Typical Wattage Requirements
RV microwaves generally fall into a lower power category than full-sized residential models, with typical input wattages ranging from 600W to 1200W. This lower range is largely due to the space constraints and power limitations inherent in recreational vehicles. The compact size, often between 0.7 and 1.0 cubic feet, correlates directly with a reduced power draw necessary to heat the smaller internal cavity.
Standard household microwaves are frequently rated at 1000W or higher, while the models installed in RVs are often on the lower end of this spectrum. A smaller unit, such as one with a 700W cooking power, is common in many factory-installed RV kitchens. This lower wattage means food takes longer to heat, but the reduced power consumption is significantly more manageable for a mobile electrical system. The total power consumed is always the most important figure for system sizing, and this input number is often found on a sticker on the back of the appliance.
Differentiating Input and Output Power
A common source of confusion is the difference between a microwave’s input wattage and its output wattage. The output wattage is the cooking power, which is the amount of microwave energy delivered to the food inside the cavity. This is the number most often advertised on the box and used for recipe guidance.
The input wattage, however, is the actual electrical power drawn from the outlet, which includes the energy needed to run the magnetron, cooling fans, control panel, and lights. The input power is always greater than the output power because the process of converting electricity into microwave radiation is inherently inefficient. Microwaves typically operate at an efficiency between 50% and 75%, meaning the input power can be 30% to 50% higher than the cooking power. For example, a microwave rated for 800W of cooking power may actually draw 1200W to 1400W from the wall.
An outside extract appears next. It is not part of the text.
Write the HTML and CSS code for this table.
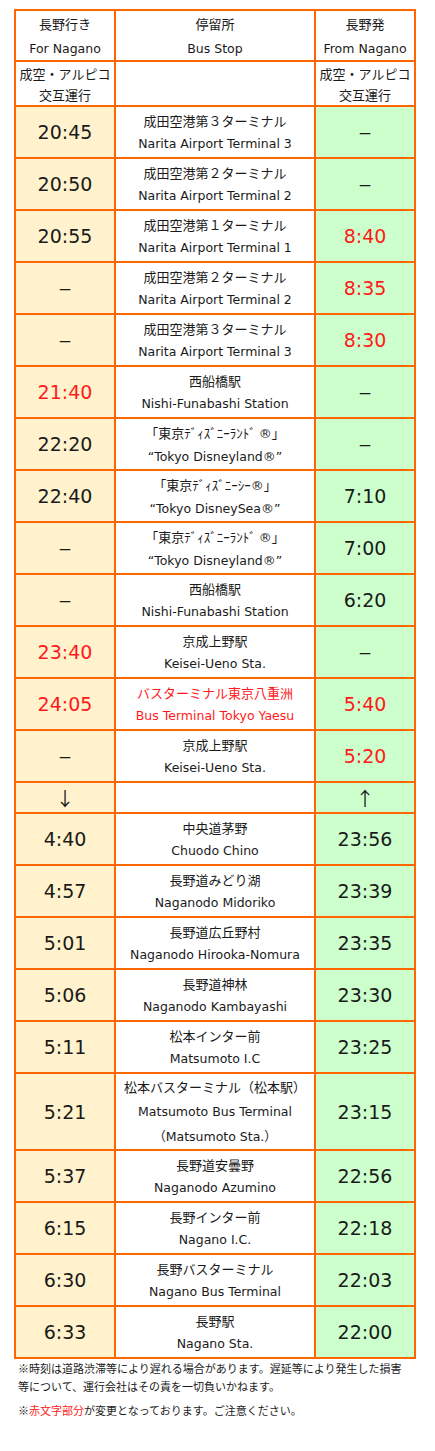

System Constraints and Power Management
The high input wattage of a microwave creates specific limitations on an RV’s electrical hardware. When running the appliance off a battery bank, the microwave’s total input power dictates the size of the required power inverter. A general rule is to size the inverter to handle 1.5 to 2 times the microwave’s input wattage to account for surge capacity and the unit’s continuous draw. Consequently, a microwave drawing 1500W requires a pure sine wave inverter rated for at least 2000W to operate safely and efficiently.
When operating on shore power or a generator, the microwave’s high draw can quickly overload a circuit. Many RV circuits are protected by 15-amp or 20-amp breakers, and a 1500W appliance alone will consume 12.5 amps at 120 volts (W/V = A). Running other high-draw appliances simultaneously, such as a rooftop air conditioner or a coffee maker, can easily trip the circuit breaker and necessitate power management. Generator users must also consider this load, as a microwave can consume a significant portion of a small portable generator’s total capacity, limiting the use of other items.
Converting Wattage to Battery Draw (Amps)
The instantaneous power demand on the battery bank, measured in DC amperes, is the most important calculation for off-grid RV use. Converting the microwave’s AC input wattage to the DC amperage drawn from a 12-volt battery system reveals the true stress placed on the battery bank and wiring. This conversion must account for the efficiency loss of the inverter, which typically converts power at an efficiency of 85% to 90%.
The detailed calculation starts with the microwave’s AC input wattage, divides it by the DC battery voltage (typically 12V), and then divides that result by the inverter’s efficiency rating. For instance, a microwave with a 1000W AC input will require approximately 93 amps from a 12V battery system, assuming a 90% inverter efficiency (1000W / 12V / 0.90 ≈ 92.6A). This high amperage draw is why a microwave can deplete a battery bank rapidly, making it unsuitable for extended off-grid use on smaller battery banks. The resulting DC amperage number helps determine the necessary wire gauge and fuse size to safely handle the current flow between the battery and the inverter.